La prensa suele traer cosas interesantes. Gracias a un artículo de Silvia Ayuso descubrí las tres novelas (pronto habrá una cuarta) de Romain Slocombe protagonizadas por el inspector principal adjunto Léon Sadorski. Se desarrollan en el París ocupado por los nazis. Sadorski es un excelente investigador. También es un policía colaboracionista, corrupto, cruel y miserable que se ocupa de perseguir a los judíos, a los que detesta, y de cometer los abusos más detestables. A su lado, los SS alemanes parecen casi nobles.

¿Cuál es el atractivo de esas novelas? Al margen de la fascinación morbosa que suscita el mal en estado puro, Slocombe describe con bastante exactitud lo que fue la Francia sometida por Adolf Hitler, cuando Alemania era dueña de Europa y no se había fabricado aún la heroica mitología de la resistencia (que existió, por supuesto, y fue heroica precisamente porque sus componentes eran pocos y aislados frente a la indiferencia general). Lo más interesante, sin embargo, consiste en la reflexión que suscita: ¿podrían suceder hoy esas cosas? ¿Podríamos volver a un tiempo de brutalidad, injusticia y abyección?

No quiero alarmarles. Ya tienen al coronavirus para eso. Pero sí, esas cosas podrían ocurrir hoy. Es fácil demostrarlo: ocurren todos los días. ¿Recuerdan aquello de Martin Niemöller?: “Primero vinieron a buscar a los comunistas y no dije nada porque yo no era comunista. Luego vinieron por los judíos, y no dije nada porque yo no era judío. Luego…”.

Un crimen es un crimen, sea quien sea la víctima. Y el crimen está ahí, ante nuestros ojos. En Lesbos (Grecia), por ejemplo. Ahora agredimos y humillamos(dejémonos de hipocresías porque la responsabilidad es nuestra) a inmigrantes y refugiados en nombre de la legítima defensa de las fronteras. Más adelante quizá agrediremos y humillaremos en nombre de la paz social, o de una cierta idea de la justicia, o incluso una cierta idea de la libertad, y las víctimas serán otras. Tal vez nosotros mismos.

La altura ética de la política europea resulta evidente: primero sobornamos y luego nos sometemos al chantaje, en un juego (no lo confundamos con el realismo político) que consiste en igualar nuestra catadura moral con la de Erdogan o los gobiernos clánicos de Libia. Da igual quela tarea bochornosa recaiga ahora en la Policía griega y que los grupos de matones fascistas sean griegos. Otras veces le toca perpetrar abominaciones fronterizas a la Policía española (a tenor de lo que expresan determinados miembros de —la plataforma de policías nacionales y guardias civiles— Jusapol, quizá algunos agentes las cometan con gusto) y en cuanto a bandas de matones, vamos sobrados.

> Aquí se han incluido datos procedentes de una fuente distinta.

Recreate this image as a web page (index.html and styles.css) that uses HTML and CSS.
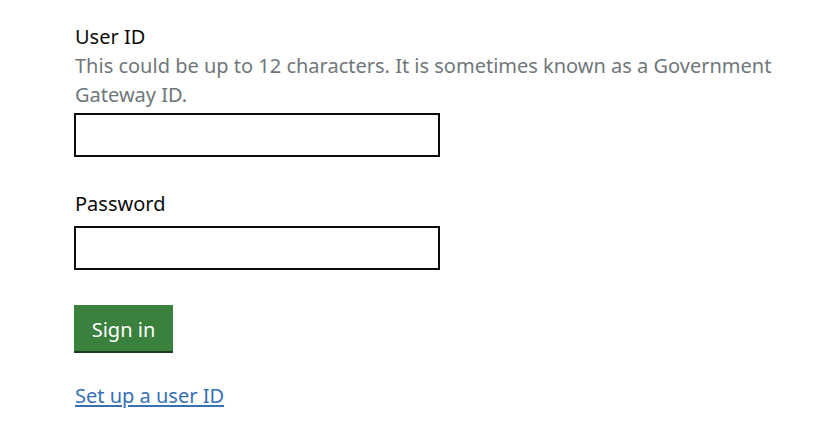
FILE: index.html
```html
<!DOCTYPE html>
<html lang="en-GB">
<head>
  <meta charset="UTF-8">
  <meta name="viewport" content="width=device-width, initial-scale=1.0">
  <title>Sign in</title>
  <link rel="stylesheet" href="styles.css">
</head>
<body>
  <form class="form" action="#">
    <div class="form-group form-group--first">
      <label class="label" for="userId">User ID</label>
      <div class="hint">This could be up to 12 characters. It is sometimes known as a Government Gateway ID.</div>
      <input class="input" id="userId" type="text">
    </div>
    <div class="form-group">
      <label class="label label--password" for="password">Password</label>
      <input class="input" id="password" type="password">
    </div>
    <button class="button" type="submit">Sign in</button>
    <p class="p"><a class="link" href="#">Set up a user ID</a></p>
  </form>
</body>
</html>
```

FILE: styles.css
```css
body {
  margin: 0;
  padding: 22px 0 0 74px;
  background-color: #FFFFFF;
  font-family: "Noto Sans", Arial, sans-serif;
  font-size: 20px;
  line-height: 29px;
  color: #0B0C0C;
}

.form {
  width: 710px;
}

.form-group {
  margin-bottom: 35px;
}

.form-group--first {
  margin-bottom: 32px;
}

.label {
  display: block;
  padding-left: 1px;
}

.label--password {
  margin-bottom: 8px;
}

.hint {
  padding-left: 1px;
  margin-bottom: 4px;
  color: #6F777B;
}

.input {
  display: block;
  box-sizing: border-box;
  width: 366px;
  height: 44px;
  margin: 0;
  border: 2px solid #0B0C0C;
  padding: 5px;
  font: inherit;
  background-color: #FFFFFF;
}

.button {
  display: block;
  box-sizing: border-box;
  width: 99px;
  height: 46px;
  margin: 0;
  border: 0;
  padding: 2px 0 0;
  font: inherit;
  color: #FFFFFF;
  background-color: #3A813D;
  box-shadow: 0 2px 0 #1E3A20;
}

.p {
  margin: 30px 0 0;
  padding-left: 1px;
}

.link {
  color: #3670B7;
  text-decoration: underline;
  text-underline-offset: 2px;
}
```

Cada época tiene sus ensoñaciones malsanas. Hace un siglo, la paranoia colectiva culpaba a los judíos, tan culpables del bolchevismo como del capitalismo, explotadores y a la vez pobres, conciudadanos pero siempre extranjeros. El sastre judío de la esquina tenía la culpa de todo. Ahora el mal son los inmigrantes. Hoy, como entonces, el objetivo consiste en preservar la nación, la patria, la identidad, el modo de vida. No hay que reparar en medios para defender cosas tan sagradas. Eso es lo que pensaba el inspector principal adjunto Léon Sadorski, un tipejo que encajaría la mar de bien en la Europa del siglo XXI.